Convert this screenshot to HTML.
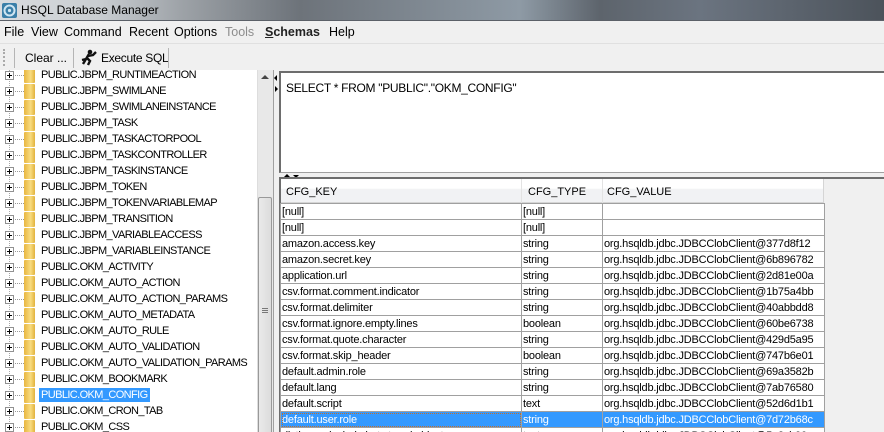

* * *

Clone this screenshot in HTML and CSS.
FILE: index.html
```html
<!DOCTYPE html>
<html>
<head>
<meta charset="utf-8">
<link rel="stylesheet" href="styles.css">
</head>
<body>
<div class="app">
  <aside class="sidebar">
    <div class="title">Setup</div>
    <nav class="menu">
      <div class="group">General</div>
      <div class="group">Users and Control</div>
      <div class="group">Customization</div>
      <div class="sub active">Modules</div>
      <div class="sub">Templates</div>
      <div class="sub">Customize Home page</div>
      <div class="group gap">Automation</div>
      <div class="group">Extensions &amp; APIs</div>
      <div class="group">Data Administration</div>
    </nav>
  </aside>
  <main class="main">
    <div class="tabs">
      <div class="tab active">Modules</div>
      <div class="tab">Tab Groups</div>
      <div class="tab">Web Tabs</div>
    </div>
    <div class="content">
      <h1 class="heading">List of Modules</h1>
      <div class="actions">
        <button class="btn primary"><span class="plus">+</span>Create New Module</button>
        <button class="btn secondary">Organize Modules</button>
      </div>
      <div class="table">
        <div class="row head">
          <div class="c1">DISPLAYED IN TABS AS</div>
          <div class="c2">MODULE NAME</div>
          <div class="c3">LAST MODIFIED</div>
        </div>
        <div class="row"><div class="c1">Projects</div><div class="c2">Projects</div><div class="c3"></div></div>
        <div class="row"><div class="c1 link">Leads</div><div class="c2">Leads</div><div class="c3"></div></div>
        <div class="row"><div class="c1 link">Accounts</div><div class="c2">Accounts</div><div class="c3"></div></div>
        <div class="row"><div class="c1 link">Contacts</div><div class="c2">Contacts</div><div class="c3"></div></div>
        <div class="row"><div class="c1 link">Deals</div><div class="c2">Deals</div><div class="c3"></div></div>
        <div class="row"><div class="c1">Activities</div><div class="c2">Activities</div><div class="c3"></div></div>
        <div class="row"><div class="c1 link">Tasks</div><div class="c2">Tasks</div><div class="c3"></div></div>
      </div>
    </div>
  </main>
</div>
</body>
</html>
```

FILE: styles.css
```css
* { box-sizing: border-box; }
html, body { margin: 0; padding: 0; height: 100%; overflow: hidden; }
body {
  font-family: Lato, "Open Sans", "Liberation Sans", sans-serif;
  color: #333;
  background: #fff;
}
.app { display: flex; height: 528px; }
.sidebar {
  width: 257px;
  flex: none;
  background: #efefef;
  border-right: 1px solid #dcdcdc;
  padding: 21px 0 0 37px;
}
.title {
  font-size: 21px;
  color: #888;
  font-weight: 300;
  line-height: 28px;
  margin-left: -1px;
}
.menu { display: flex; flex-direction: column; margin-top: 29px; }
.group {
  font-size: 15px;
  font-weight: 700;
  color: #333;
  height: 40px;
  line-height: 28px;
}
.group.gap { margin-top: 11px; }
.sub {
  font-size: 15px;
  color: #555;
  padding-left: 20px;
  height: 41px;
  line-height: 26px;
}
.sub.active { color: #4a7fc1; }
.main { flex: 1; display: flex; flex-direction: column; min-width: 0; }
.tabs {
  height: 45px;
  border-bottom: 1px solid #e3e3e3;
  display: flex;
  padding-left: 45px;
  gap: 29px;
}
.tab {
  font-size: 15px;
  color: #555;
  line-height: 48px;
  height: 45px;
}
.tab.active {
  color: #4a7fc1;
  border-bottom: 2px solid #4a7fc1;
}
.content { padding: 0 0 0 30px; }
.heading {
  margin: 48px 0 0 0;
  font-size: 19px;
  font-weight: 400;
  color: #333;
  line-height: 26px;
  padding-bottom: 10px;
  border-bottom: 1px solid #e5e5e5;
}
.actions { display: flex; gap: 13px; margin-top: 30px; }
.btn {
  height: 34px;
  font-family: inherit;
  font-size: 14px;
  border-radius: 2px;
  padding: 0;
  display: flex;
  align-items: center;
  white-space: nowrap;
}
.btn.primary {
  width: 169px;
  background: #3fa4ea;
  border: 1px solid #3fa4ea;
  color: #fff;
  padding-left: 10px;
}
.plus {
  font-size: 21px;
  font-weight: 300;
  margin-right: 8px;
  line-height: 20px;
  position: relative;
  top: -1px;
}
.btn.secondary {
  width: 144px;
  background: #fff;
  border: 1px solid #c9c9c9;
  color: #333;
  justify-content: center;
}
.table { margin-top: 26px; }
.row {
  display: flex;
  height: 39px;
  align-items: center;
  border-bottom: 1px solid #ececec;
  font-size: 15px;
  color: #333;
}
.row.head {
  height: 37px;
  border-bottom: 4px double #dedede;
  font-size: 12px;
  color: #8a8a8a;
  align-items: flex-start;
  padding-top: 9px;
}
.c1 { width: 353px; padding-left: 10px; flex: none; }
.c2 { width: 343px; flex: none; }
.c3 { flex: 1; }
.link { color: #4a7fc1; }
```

--

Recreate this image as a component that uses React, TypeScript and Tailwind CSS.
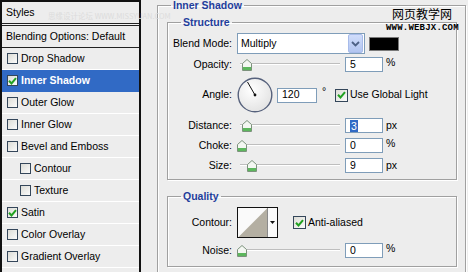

### GOAL OF THE EXERCISE
Where a line contains "screenshot", copy that line.

### TASK OUTPUT
Convert this screenshot to HTML.
Clone this screenshot in HTML and CSS.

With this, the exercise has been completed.